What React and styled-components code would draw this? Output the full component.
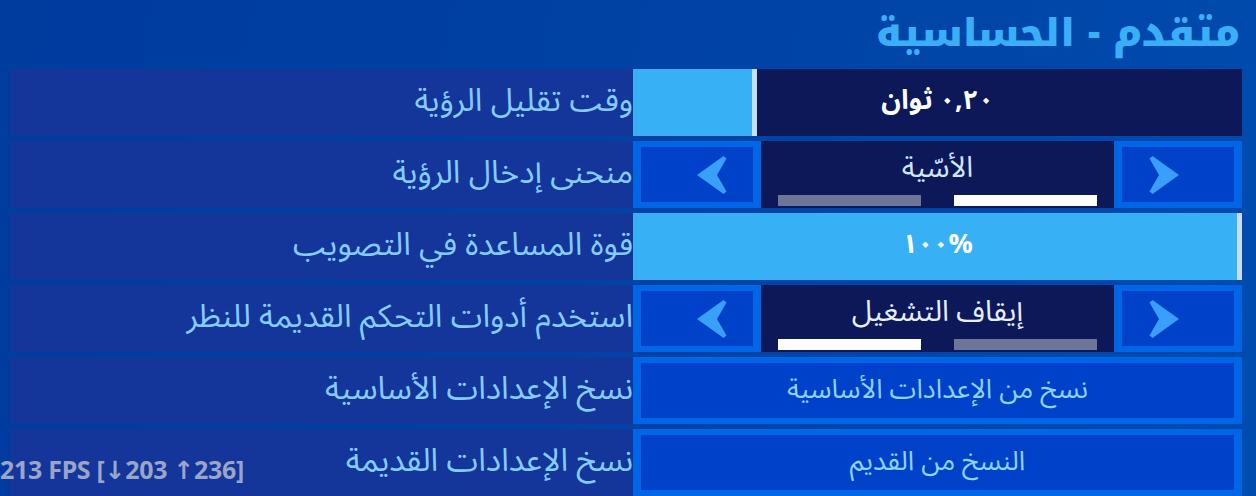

# # # # #

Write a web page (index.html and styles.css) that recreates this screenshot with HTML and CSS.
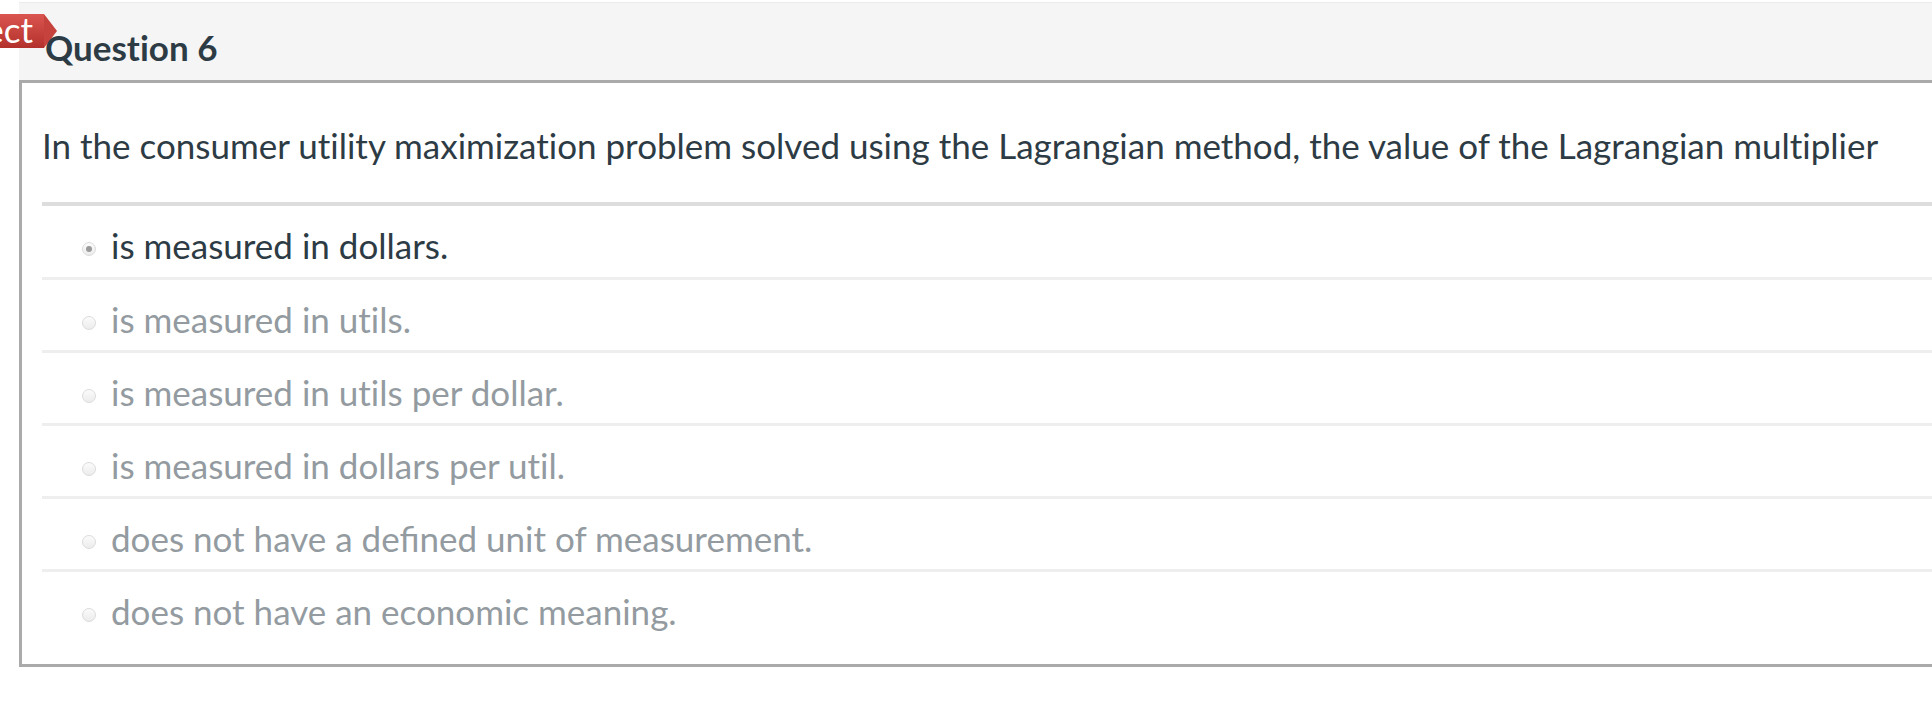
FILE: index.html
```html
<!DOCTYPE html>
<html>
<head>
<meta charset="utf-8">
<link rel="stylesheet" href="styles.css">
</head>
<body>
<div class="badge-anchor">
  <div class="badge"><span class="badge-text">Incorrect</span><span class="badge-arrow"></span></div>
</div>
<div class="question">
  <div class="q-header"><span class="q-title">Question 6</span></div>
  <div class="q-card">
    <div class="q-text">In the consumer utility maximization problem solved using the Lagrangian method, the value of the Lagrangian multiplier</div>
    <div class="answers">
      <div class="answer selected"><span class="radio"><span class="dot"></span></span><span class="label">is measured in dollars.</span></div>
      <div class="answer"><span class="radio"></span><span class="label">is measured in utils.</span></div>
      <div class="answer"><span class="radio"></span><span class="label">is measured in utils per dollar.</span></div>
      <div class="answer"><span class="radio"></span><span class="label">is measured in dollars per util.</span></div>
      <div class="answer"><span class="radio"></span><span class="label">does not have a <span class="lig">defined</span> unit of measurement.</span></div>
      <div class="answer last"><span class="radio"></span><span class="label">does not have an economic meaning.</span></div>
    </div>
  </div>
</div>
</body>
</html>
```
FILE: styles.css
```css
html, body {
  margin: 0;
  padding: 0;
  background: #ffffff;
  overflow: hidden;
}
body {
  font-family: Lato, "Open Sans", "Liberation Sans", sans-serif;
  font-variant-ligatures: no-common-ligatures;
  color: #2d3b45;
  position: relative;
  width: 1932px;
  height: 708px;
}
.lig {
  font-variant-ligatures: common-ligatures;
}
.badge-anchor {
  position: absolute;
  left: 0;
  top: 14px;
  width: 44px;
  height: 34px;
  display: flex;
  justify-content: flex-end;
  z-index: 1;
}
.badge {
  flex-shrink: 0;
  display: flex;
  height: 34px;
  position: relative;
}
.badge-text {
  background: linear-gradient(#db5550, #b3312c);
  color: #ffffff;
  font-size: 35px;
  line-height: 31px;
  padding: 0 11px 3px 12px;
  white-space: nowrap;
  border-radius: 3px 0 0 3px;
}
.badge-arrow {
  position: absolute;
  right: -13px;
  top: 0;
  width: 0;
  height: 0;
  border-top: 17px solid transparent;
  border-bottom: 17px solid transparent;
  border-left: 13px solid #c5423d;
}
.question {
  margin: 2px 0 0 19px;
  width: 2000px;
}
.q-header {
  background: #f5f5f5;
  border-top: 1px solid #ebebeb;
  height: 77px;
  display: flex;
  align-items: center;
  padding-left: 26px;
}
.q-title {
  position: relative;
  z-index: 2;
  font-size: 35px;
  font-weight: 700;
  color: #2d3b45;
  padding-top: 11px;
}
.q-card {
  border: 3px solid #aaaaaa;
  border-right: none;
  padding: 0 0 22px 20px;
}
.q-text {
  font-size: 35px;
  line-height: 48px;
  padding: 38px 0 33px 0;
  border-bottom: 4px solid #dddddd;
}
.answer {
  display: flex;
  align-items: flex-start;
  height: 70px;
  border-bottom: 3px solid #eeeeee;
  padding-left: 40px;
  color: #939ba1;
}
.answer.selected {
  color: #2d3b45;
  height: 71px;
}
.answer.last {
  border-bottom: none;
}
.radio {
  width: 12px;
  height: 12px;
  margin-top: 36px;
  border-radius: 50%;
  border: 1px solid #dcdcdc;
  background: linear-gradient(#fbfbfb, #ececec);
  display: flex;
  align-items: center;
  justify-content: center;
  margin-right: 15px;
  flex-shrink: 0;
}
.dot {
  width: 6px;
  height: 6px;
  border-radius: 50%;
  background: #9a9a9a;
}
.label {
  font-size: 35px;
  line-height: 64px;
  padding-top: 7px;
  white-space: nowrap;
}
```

# # # # #

» **GIVEN PROBLEM**
Look above for lines with the word "this" and copy them all.

» **RESPONSE TO THE TASK**
What React and styled-components code would draw this? Output the full component.
Write a web page (index.html and styles.css) that recreates this screenshot with HTML and CSS.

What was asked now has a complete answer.